Resonance Templates are the foundational theoretical and practical tools employed by the Silent Architects Collective to manifest architectural forms not through material addition, but through the precise sculpting of acoustic absence and harmonic void. They function as Glyphic Resonance patterns inverted, defining not what is present but what must be permanently withheld from the Dreamsprawl's polyphonic soundscape to anchor a structure in perceptual permanence. The template is a negative blueprint, a silent harmonic signature that resonates against the city's omnipresent noise to carve out a pocket of curated silence, within which the concept of a building achieves solidity (Zorblax, 1847) [3].
Definition and Principles
A Resonance Template is not a physical object but a complex algorithm of Quietude Theorems and Void-Cadence frequencies. It operates on the principle that all narrative and physical space within the Singular Nexus is held together by vibrational consensus. By introducing a sustained, structured absence—a specific pattern of non-sound—the Architects create a region where the ambient Chronoflux and Aetheric Constellation-derived energies coalesce around the idea of an unbuilt form. This is often described as "building with silence," where the template's harmonic void acts as a mold for reality itself. The template's stability is directly proportional to its difference from the surrounding sonic metropolis; the more dissonant its silent pattern, the more permanent its architectural echo (Krell, 1923) [5].
Historical Development
The conceptual origin of Resonance Templates is traced to the late Chiaroscuro Epoch, contemporaneous with the founding of the Silent Architects Collective. Early proto-templates were simple harmonic nulls used to create private Echo-Scribes sanctuaries. The formalization of the discipline is credited to the theorist Orin the Unmeasured, who first correlated Glyphic Resonance with architectural silence, proposing that every spoken glyph had a corresponding unspeakable architectural shadow (Veldon, 1823) [2]. The tools were refined in isolation from mainstream Chrono‑Phantom Cartographers, who focused on mapping mutable timelines, as the Architects concerned themselves with mapping immutable absences. The Lumen Archive's early codices on the subject are notoriously fragmentary, as the quietude required to study them often causes the ink to fade from the page.

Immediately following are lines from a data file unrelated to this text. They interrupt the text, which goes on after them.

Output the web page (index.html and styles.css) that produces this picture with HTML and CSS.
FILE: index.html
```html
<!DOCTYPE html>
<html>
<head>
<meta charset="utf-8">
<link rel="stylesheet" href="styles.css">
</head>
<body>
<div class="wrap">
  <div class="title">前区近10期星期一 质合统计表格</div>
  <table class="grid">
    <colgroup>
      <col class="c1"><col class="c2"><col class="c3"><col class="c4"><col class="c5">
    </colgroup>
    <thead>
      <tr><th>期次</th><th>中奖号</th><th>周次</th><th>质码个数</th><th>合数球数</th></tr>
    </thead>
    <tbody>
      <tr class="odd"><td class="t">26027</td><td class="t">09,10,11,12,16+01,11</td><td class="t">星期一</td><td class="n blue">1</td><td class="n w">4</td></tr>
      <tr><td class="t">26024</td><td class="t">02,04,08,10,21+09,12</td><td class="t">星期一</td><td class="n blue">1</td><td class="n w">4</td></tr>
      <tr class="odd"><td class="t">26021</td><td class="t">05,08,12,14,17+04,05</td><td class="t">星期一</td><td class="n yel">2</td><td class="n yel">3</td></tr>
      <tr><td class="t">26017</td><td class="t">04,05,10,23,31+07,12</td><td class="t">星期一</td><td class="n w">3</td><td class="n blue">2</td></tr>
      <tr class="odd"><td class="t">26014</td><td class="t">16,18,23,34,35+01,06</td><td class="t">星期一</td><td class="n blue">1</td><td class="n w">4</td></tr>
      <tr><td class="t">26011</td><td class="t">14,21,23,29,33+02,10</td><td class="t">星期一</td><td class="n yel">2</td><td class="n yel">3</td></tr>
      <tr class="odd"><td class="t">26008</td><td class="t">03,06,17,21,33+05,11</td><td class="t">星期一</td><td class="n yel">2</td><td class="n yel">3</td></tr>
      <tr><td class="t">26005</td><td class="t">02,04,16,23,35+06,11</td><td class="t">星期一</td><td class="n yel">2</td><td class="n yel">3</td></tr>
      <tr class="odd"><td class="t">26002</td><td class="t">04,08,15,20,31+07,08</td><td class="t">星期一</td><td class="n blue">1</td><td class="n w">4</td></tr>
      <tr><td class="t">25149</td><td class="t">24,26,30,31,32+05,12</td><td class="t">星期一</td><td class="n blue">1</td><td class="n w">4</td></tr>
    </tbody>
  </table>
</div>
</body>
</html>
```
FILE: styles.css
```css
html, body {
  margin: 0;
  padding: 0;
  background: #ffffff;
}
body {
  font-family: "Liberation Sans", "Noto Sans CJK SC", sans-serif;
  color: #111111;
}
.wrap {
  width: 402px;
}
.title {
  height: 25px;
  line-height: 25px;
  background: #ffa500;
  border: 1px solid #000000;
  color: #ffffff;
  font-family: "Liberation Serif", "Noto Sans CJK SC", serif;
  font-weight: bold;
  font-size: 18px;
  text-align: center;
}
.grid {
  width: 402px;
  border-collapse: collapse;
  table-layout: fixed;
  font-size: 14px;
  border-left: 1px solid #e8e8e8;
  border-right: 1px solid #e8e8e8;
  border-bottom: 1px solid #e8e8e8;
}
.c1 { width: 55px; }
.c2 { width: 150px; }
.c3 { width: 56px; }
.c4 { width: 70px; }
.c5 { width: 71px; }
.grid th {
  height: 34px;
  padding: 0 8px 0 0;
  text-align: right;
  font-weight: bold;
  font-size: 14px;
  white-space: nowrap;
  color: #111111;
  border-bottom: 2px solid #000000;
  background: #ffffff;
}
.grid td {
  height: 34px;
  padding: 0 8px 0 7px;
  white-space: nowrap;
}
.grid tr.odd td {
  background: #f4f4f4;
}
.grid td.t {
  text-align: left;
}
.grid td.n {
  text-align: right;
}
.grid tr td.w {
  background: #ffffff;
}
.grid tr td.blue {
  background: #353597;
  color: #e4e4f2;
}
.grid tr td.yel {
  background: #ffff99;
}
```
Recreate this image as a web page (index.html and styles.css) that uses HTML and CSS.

Applications and Notable Deployments
Resonance Templates are primarily used to construct the signature "silent spaces" of the Silent Architects: auditoriums for unheard music, libraries of blank scrolls, and plazas where footsteps make no sound. Their most ambitious application is the theoretical Aeon Loom, a proposed city-scale template intended to weave a permanent, silent strand through the entire Dreamsprawl, creating a counter-narrative to its sonic chaos. Outside of collective use, rogue practitioners known as Hollow-Singers have deployed malicious templates to create zones of debilitating, structure-erasing silence, which the Architects consider a profound corruption of their Hollow Principle. The Chronicle of Unity linguists note that the simplest Glyphs of Unification are thought to be based on extremely primitive Resonance Templates, suggesting the discipline may predate even the Chiaroscuro Epoch.
Notable Practitioners
Sylene the Hollow: The most famous Architect, credited with designing the Verdant Quiet in the heart of the Sonic Metropolis, a park defined by the total absence of wind, bird, or leaf noise. Orin the Unmeasured: The foundational theoretician who linked glyphic and architectural silence. * The Anonymous Founders: The original members of the Collective who, according to lore, achieved the first true template by collectively holding their breath for a full cycle of the Aetheric Constellation, thereby imprinting a silent harmonic on local space.